Au début de ses études de doctorat, le professeur Ayotte-Beaudet envisageait de se consacrer à l’éducation relative à l’environnement. « Je suis très engagé dans ma vie personnelle et ce thème de recherche me semblait aller de soi. »

Photo : Fournie

Puis, lors d’un voyage d’études au Bénin, il a constaté que même dans un milieu scolaire si proche de la nature, les élèves apprenaient la science sans quitter leur siège. « J’ai alors compris qu’il était impossible de les sensibiliser réellement à leur environnement dans un tel contexte et j’ai réorienté mes travaux vers la didactique des sciences. Au primaire, il faut parler à l’enfant de façon positive de l’environnement pour développer son sentiment d’appartenance afin qu’il s’engage activement à le protéger. C’est tout le sens de ma recherche : changer les choses à long terme, en transformant d’abord l’expérience des enfants avec des approches didactiques stimulantes et motivantes. Ce qui m’anime réellement, ce sont les apprentissages eux-mêmes. Au final, j’atteins pleinement mes objectifs initiaux. »

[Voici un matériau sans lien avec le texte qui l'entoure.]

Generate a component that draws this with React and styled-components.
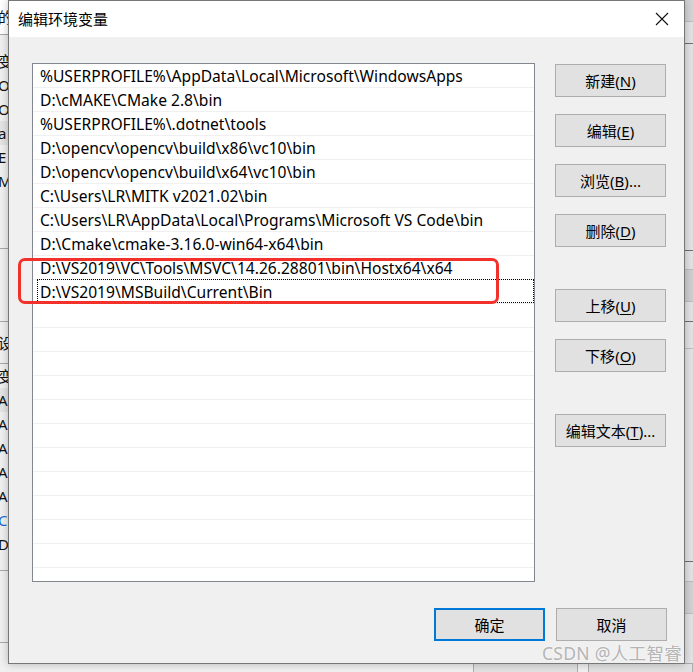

Un élève observe à la loupe les traces laissées par différents prédateurs sur sa chenille en pâte à modeler.
Un élève observe à la loupe les traces laissées par différents prédateurs sur sa chenille en pâte à modeler.
Photo : Fournie

Le professeur Ayotte-Beaudet dirige actuellement les travaux sur ce thème de trois étudiantes à la maîtrise en sciences de l’éducation.

Le Pr Ayotte-Beaudet a présenté ses travaux de recherche le mercredi 29 mai 2019, dans le cadre du 87congrès de l’Association francophone pour le savoir (Acfas), qui s'est tenu du 27 au 31 mai à l’Université du Québec en Outaouais.